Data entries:
========================

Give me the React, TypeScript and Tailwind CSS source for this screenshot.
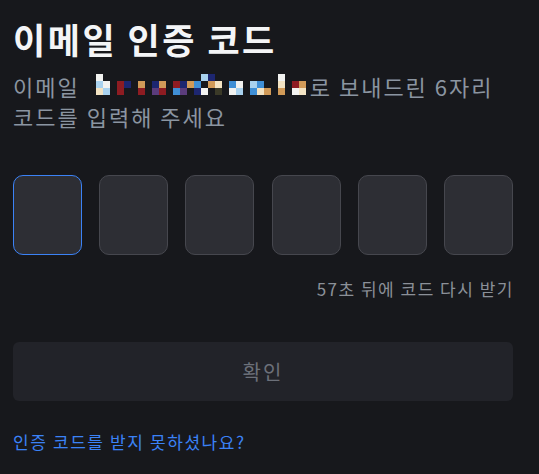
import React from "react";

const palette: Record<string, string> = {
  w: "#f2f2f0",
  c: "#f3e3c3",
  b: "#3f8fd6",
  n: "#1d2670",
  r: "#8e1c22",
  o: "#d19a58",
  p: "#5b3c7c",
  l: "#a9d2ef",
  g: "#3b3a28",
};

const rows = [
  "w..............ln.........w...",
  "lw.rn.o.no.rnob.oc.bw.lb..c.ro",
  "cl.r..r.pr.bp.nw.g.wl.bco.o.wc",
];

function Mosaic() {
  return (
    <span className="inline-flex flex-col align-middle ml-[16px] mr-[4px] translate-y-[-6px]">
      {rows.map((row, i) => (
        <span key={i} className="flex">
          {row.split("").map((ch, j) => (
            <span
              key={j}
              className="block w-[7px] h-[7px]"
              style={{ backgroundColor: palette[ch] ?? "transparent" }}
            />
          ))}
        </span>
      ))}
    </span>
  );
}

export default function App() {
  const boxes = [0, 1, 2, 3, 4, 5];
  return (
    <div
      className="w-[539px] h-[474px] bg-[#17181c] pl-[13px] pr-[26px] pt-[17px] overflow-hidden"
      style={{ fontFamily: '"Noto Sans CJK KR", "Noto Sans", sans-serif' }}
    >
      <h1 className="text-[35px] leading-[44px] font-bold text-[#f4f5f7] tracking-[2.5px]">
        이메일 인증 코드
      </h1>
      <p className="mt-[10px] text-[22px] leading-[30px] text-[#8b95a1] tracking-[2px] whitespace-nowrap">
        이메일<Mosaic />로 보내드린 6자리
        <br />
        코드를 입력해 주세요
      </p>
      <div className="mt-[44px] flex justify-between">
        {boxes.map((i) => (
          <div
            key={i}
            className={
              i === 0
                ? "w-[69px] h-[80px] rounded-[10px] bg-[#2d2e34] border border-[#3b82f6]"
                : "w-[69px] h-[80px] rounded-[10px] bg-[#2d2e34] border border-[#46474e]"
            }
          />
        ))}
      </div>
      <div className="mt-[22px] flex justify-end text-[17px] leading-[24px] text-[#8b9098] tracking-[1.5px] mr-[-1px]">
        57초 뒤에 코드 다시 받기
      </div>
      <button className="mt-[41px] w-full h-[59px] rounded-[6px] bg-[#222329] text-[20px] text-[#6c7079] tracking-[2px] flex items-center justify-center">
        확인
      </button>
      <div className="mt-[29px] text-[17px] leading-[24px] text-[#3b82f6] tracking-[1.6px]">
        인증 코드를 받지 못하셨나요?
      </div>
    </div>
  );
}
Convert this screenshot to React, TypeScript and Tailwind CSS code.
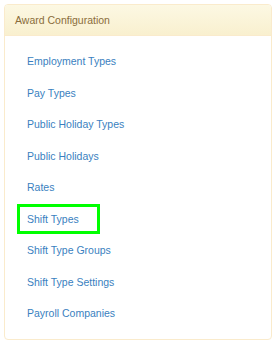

========================

- Directive:
Tally the lines containing "screenshot". Provide the number without any other words.

- Exercise solution:
2